Let me know if there is a better way to provide snippets of feedback. I figure that until I have a regular set of output, I can open an issue, @MaxGhenis and others can look, and then we can close the issue as we move on to later iterations of a file. The goal here is to provide useful feedback to @MaxGhenis as he develops early runs. I'll have some standardized html output that I can put in the Google Drive folder fairly soon.

The next few tables show correlations between full synthesized files and the original puf (with aggregate records removed). They follow the same format, so I'll explain that with the first table only.

donboyd5 commented 5 years ago

This table shows correlations among variables in the 3 files puf.full, synpuf2, and synpuf4 -- the 3 all-records files we have at present. From discussion elsewhere we know that synpuf4 will have better weighted values than synpuf2, so I'll pay more attention to synpuf4.

First column ("combo") identifies the variables for which correlations are shown.
Next 3 columns show the correlations within each of the 3 files.
Next 2 columns:
diff2 = synpuf2 - puf.full
diff4 = synpuf4 - puf.full
Next 2 columns, for context, are sums in puf.full of absolute values of wtd variables, in $ billions:
awsumb1 is the sum for the leftmost variable in the "combo" column
awsumb2 is the sum for the rightmost variable

The table in this post and in the next post differ only in how they are sorted. This table is sorted by diff4. It shows only the top 50 values by this sort.

Here is how to read the first row:

it shows correlation of e00300 and p23250 (interest income, and LT net gains/losses)
their correlation in puf.full is .254; it is .246 in synpuf2, and .552 in synpuf4
the synpuf2 and synpuf4 differences from the puf.full correlation are -.009 and .297 respectively
the .297 is the worst absolute difference in synpuf4 (since diff4 is the sort variable)
interest income was $113 billion in the 2011 puf (excl aggregate records) and LT net gains were $466 billion

We can see that the 4th-worst correlation in synpuf4 is between wages (e00200) and interest income. This is concerning (to me) because wages are so large. I'll come back to this, I think.
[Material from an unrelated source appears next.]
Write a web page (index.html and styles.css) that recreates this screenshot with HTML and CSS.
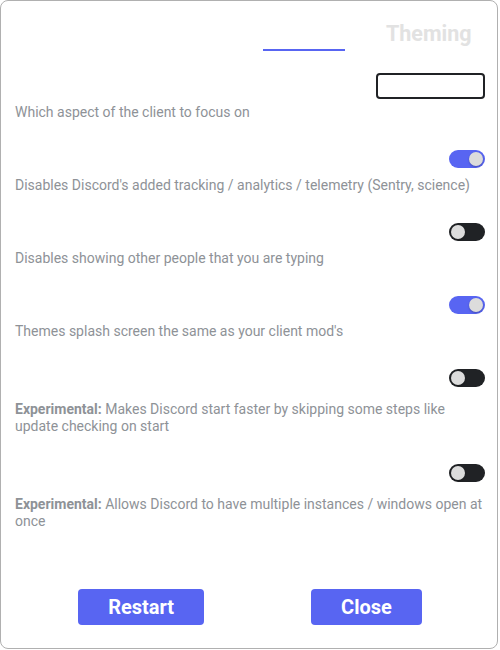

donboyd5 commented 5 years ago

Here is the same table, sorted by awsumb1. Except for the first record, diff4 loooks pretty good.

MaxGhenis commented 5 years ago

Are correlations here weighted by s006?

donboyd5 commented 5 years ago

No. They are unweighted. So they should be the same as any you may have done. (Pls let me know if you have different results.) The only value-added here is having the weighted sums info in 2 rightmost columns.

Not trying to replicate what you may be doing. I want to focus on the weighted file. But as I was moving in that direction, I naturally looked at some correlations so wanted to make sure you have the info since I have it. I'll post some weighted values info soon.

donboyd5 commented 5 years ago

If it is easier for you to have a whole bunch of info at once, rather than a bit here and a bit there, pls let me know.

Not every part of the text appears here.